Only the pictures are omitted; repeat all other data exactly.

Information provided:
########################################
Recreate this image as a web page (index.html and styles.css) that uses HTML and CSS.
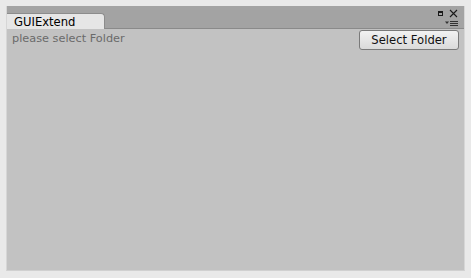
FILE: index.html
```html
<!DOCTYPE html>
<html lang="en">
<head>
  <meta charset="UTF-8">
  <title>GUIExtend</title>
  <link rel="stylesheet" href="styles.css">
</head>
<body>
  <div class="window">
    <div class="titlebar">
      <div class="tab">GUIExtend</div>
      <div class="controls">
        <div class="top-icons">
          <svg width="5" height="5" viewBox="0 0 5 5"><rect x="0.5" y="0.5" width="4" height="4" fill="none" stroke="#1a1a1a"/><rect x="0" y="0" width="5" height="2" fill="#1a1a1a"/></svg>
          <svg width="9" height="9" viewBox="0 0 9 9"><path d="M1 1 L8 8 M8 1 L1 8" stroke="#1a1a1a" stroke-width="1.1"/></svg>
        </div>
        <svg class="menu" width="13" height="7" viewBox="0 0 13 7"><path d="M0 1.5 H4 L2 4 Z" fill="#333"/><path d="M5 1.5 H13 M5 3.5 H13 M5 5.5 H13" stroke="#333" stroke-width="1"/></svg>
      </div>
    </div>
    <div class="content">
      <span class="hint">please select Folder</span>
      <button class="btn">Select Folder</button>
    </div>
  </div>
</body>
</html>
```

FILE: styles.css
```css
html, body {
  margin: 0;
  padding: 0;
}
body {
  background: #e9e9e9;
  width: 471px;
  height: 278px;
  padding: 6px 6px 0 6px;
  box-sizing: border-box;
  font-family: "DejaVu Sans", Verdana, sans-serif;
}
.window {
  height: 264px;
  display: flex;
  flex-direction: column;
  border-left: 1px solid #d6d6d6;
  border-right: 1px solid #d6d6d6;
  border-bottom: 1px solid #d0d0d0;
}
.titlebar {
  height: 22px;
  background: #a3a3a3;
  display: flex;
  align-items: flex-end;
  justify-content: space-between;
  border-bottom: 1px solid #8a8a8a;
}
.tab {
  width: 98px;
  height: 16px;
  margin-bottom: -1px;
  background: #e6e6e6;
  border: 1px solid #8c8c8c;
  border-bottom: none;
  border-left: none;
  border-radius: 0 4px 0 0;
  font-size: 11.6px;
  line-height: 17px;
  color: #000;
  padding-left: 7px;
  box-sizing: border-box;
}
.controls {
  display: flex;
  flex-direction: column;
  align-items: flex-end;
  padding-right: 6px;
  padding-bottom: 1px;
  gap: 2px;
}
.top-icons {
  display: flex;
  align-items: center;
  gap: 6px;
}
.content {
  flex: 1;
  background: #c2c2c2;
  display: flex;
  justify-content: space-between;
  align-items: flex-start;
  padding: 3px 5px 0 5px;
}
.hint {
  font-size: 11.3px;
  color: #6a6a6a;
}
.btn {
  margin-top: -2px;
  width: 100px;
  height: 20px;
  padding: 0;
  font-family: "DejaVu Sans", Verdana, sans-serif;
  font-size: 11.6px;
  color: #111;
  background: linear-gradient(#f2f2f2, #dadada);
  border: 1px solid #7a7a7a;
  border-radius: 3px;
}
```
########################################
Solution to the problem:
Recreate this image as a web page (index.html and styles.css) that uses HTML and CSS.
FILE: index.html
```html
<!DOCTYPE html>
<html lang="en">
<head>
  <meta charset="UTF-8">
  <title>GUIExtend</title>
  <link rel="stylesheet" href="styles.css">
</head>
<body>
  <div class="window">
    <div class="titlebar">
      <div class="tab">GUIExtend</div>
      <div class="controls">
        <div class="top-icons">
          <svg width="5" height="5" viewBox="0 0 5 5"><rect x="0.5" y="0.5" width="4" height="4" fill="none" stroke="#1a1a1a"/><rect x="0" y="0" width="5" height="2" fill="#1a1a1a"/></svg>
          <svg width="9" height="9" viewBox="0 0 9 9"><path d="M1 1 L8 8 M8 1 L1 8" stroke="#1a1a1a" stroke-width="1.1"/></svg>
        </div>
        <svg class="menu" width="13" height="7" viewBox="0 0 13 7"><path d="M0 1.5 H4 L2 4 Z" fill="#333"/><path d="M5 1.5 H13 M5 3.5 H13 M5 5.5 H13" stroke="#333" stroke-width="1"/></svg>
      </div>
    </div>
    <div class="content">
      <span class="hint">please select Folder</span>
      <button class="btn">Select Folder</button>
    </div>
  </div>
</body>
</html>
```

FILE: styles.css
```css
html, body {
  margin: 0;
  padding: 0;
}
body {
  background: #e9e9e9;
  width: 471px;
  height: 278px;
  padding: 6px 6px 0 6px;
  box-sizing: border-box;
  font-family: "DejaVu Sans", Verdana, sans-serif;
}
.window {
  height: 264px;
  display: flex;
  flex-direction: column;
  border-left: 1px solid #d6d6d6;
  border-right: 1px solid #d6d6d6;
  border-bottom: 1px solid #d0d0d0;
}
.titlebar {
  height: 22px;
  background: #a3a3a3;
  display: flex;
  align-items: flex-end;
  justify-content: space-between;
  border-bottom: 1px solid #8a8a8a;
}
.tab {
  width: 98px;
  height: 16px;
  margin-bottom: -1px;
  background: #e6e6e6;
  border: 1px solid #8c8c8c;
  border-bottom: none;
  border-left: none;
  border-radius: 0 4px 0 0;
  font-size: 11.6px;
  line-height: 17px;
  color: #000;
  padding-left: 7px;
  box-sizing: border-box;
}
.controls {
  display: flex;
  flex-direction: column;
  align-items: flex-end;
  padding-right: 6px;
  padding-bottom: 1px;
  gap: 2px;
}
.top-icons {
  display: flex;
  align-items: center;
  gap: 6px;
}
.content {
  flex: 1;
  background: #c2c2c2;
  display: flex;
  justify-content: space-between;
  align-items: flex-start;
  padding: 3px 5px 0 5px;
}
.hint {
  font-size: 11.3px;
  color: #6a6a6a;
}
.btn {
  margin-top: -2px;
  width: 100px;
  height: 20px;
  padding: 0;
  font-family: "DejaVu Sans", Verdana, sans-serif;
  font-size: 11.6px;
  color: #111;
  background: linear-gradient(#f2f2f2, #dadada);
  border: 1px solid #7a7a7a;
  border-radius: 3px;
}
```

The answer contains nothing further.